Begin Collected material

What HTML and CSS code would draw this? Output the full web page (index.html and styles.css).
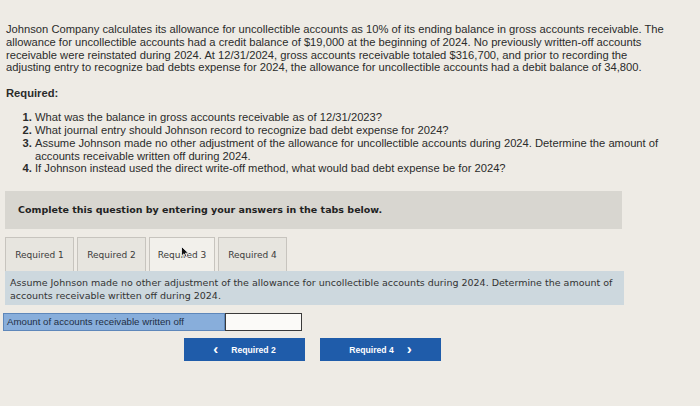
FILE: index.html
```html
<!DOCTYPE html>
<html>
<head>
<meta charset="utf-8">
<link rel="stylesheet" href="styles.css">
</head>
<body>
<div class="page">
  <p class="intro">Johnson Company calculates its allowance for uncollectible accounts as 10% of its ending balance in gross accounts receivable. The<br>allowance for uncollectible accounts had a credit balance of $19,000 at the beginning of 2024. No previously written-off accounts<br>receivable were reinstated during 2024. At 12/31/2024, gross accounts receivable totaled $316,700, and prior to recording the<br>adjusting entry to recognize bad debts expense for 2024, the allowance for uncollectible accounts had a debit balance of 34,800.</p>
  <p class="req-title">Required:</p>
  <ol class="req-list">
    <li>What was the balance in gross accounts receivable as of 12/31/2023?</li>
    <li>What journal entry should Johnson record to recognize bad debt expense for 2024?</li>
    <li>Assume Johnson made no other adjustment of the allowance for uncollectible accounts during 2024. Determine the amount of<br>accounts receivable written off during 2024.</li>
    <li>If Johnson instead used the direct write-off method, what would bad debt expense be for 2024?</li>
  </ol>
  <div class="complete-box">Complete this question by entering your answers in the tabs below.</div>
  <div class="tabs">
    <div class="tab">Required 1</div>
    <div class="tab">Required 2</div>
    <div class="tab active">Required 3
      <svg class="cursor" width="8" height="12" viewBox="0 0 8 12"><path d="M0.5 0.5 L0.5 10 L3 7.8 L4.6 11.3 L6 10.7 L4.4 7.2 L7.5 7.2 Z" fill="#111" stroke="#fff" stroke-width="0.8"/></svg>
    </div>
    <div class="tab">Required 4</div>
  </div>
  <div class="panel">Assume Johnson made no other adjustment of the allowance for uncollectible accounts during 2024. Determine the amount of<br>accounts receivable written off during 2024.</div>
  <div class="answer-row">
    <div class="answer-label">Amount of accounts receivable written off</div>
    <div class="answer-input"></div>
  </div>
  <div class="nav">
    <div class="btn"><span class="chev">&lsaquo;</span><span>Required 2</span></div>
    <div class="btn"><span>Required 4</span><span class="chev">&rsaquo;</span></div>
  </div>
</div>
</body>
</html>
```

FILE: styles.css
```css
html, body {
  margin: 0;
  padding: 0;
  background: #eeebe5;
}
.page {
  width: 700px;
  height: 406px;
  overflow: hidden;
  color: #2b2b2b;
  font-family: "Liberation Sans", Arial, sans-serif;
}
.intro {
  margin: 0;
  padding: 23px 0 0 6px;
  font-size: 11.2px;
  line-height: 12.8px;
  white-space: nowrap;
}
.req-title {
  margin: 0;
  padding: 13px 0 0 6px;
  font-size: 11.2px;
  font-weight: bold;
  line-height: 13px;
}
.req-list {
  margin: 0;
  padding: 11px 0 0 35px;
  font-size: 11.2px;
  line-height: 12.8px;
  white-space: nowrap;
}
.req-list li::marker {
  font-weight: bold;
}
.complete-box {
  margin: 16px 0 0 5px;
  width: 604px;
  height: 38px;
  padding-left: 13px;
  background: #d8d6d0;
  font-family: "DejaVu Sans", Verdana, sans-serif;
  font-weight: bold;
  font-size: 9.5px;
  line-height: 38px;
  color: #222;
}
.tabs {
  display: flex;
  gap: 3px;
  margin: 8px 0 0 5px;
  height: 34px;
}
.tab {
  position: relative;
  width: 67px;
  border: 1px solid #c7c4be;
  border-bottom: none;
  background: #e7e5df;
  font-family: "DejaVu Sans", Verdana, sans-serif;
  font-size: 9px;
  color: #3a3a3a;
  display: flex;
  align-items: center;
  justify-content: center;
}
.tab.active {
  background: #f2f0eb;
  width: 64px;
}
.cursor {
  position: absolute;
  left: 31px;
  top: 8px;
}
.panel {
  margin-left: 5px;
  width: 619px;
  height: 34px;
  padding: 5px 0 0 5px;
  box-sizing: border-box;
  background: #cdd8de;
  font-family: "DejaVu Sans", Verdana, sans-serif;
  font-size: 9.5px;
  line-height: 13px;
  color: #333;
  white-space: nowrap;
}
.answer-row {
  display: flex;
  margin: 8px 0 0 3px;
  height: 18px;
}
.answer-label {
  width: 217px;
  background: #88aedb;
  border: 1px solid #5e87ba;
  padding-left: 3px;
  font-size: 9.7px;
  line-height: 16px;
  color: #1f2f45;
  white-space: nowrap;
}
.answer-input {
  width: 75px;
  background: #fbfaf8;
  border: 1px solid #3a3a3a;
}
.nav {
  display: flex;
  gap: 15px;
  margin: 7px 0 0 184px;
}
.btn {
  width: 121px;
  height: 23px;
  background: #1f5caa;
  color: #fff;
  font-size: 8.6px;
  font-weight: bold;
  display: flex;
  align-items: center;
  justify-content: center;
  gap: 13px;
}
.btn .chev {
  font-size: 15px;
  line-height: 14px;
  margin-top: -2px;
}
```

End Collected material

### [What you will do]
Count every line in the data that contains the word "styles", then give that count and nothing else.

### [Answer to the problem]
3